[FFmpeg-devel] Splitting or merging libraries (was: Status and Plans for Subtitle Filters)

Nicolas George george at nsup.org
Tue Mar 3 17:39:33 EET 2020


Vittorio Giovara (12020-03-02):
> > You seem to have some basic misconceptions about how linking works,
> > which result in completely incorrect conclusions. Let me elaborate.
> I'd appreciate if we could keep the conversation cordial, rather than
> throwing assumptions on people.
> This is a pretty hard start, and I will not continue on this thread if this
> is the tone going forward.

My point was mostly a technical statement on your technical statement,
it was not less cordial than "missing error check" in a patch review.

I grant you, the first line was more personal, but it was meant
helpfully. I am professionally trained in guessing the invalid
assumptions that cause people to make errors. I was trying to not only
tell you that you are mistaken, but also emit an hypothesis about why
you are, so that you can remedy it if you want. It was not in any way a
statement on your self: a statement on somebody's knowledge, even
hypothetical, does not reflect on their person.

> First of all the "size" of any code is pretty much the least important
> aspect of development, unless we're talking the embedded world or assembly
> optimizations.

Then what is the problem you see with "monsterlibraries"?

> That does not mean one should be allowed to make the code purposely larger
> for no gain: so far I haven't heard any good motive for merging the
> libraries together,

A good motive has been given: making the avpriv mess really private and
eliminating the ABI compatibility problems it causes.

By the way, since you brought up the question of cordiality, I want to
says that acting as if I did not already point it to you feels quite
rude to me.

> while the ones for splitting them even more are pretty evident.

A few days ago, I have asked you to explicit them, and you did not. I
have given a lot of thought to the question, and the conclusion was that
the evidences were actually false evidences.

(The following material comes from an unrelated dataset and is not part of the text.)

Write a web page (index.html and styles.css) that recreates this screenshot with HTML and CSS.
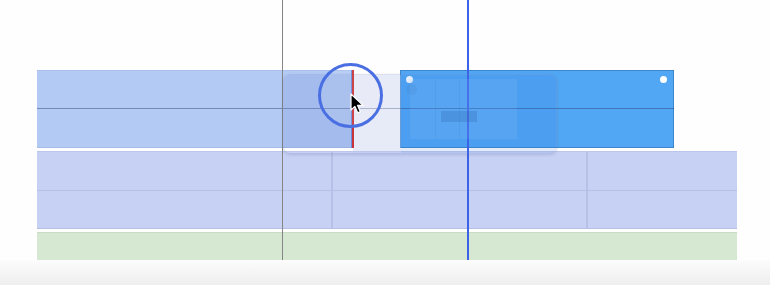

So, I ask again: if the benefits of splitting the library are evident to
you, please explain them to me.

Note that I will not hesitate to shoot down your arguments if they are
not technically sound. I suggest you take the little time needed to
check them instead of wasting more of your time arguing with me.

> > For static linking, it's even simpler. Static linking does not copy the
> > whole library, the linker only picks the object files it needs based on
> > the symbols the application uses. You can have a monsterlibrary; you can
> > have ten extra useless monsterlibraries, it will change nothing: the
> > resulting binary will contain exactly the code it needs.
> In a perfect world, sure, but that is not the case. To my knowledge most
> compilers do not perform such pervasive code elimination, unless when
> configured with extremely obscure parameters. This presentation seems to
> illustrate the problem well
> https://elinux.org/images/2/2d/ELC2010-gc-sections_Denys_Vlasenko.pdf

This is not what I was talking about. What I was explaining to you is
the behavior of linkers since decades; this is about going even further.

Just test this:

#include <stdio.h>
#include <libavutil/avutil.h>
int main(void) {
    printf("%x\n", avutil_version());
}   

Compile this, link it statically with ALL the FFmpeg libraries, and tell
us how much of libavcodec it embeds.

> > But the "leak" is only a problem because the libraries are separate.
> No, it was a problem from a design point of view, there are different
> libraries dedicated to different things, merging everything together serves
> no purpose,

Already told you twice: it serves the purpose of making maintenance of
cross-library code easier. Please don't make me say it a fourth time.

>	      while separating them a bit more, would introduce new
> functionality and features in the project.

What new functionality and features? Anything that can be done with
split libraries can be made with one.

> > The fact is, we develop these libraries as a whole. Codecs, muxers and
> > filters are often written by the same person and use the same tables and
> > small utility functions. These are functions that are too specific and
> > anecdotal to be public functions. We can update them easily, including
> > their prototype, because they are used only at two or three places in
> > code we know.
> This is very very anecdotal. Besides, you don't know how a library will be
> used by the application, I believe you'd be surprised.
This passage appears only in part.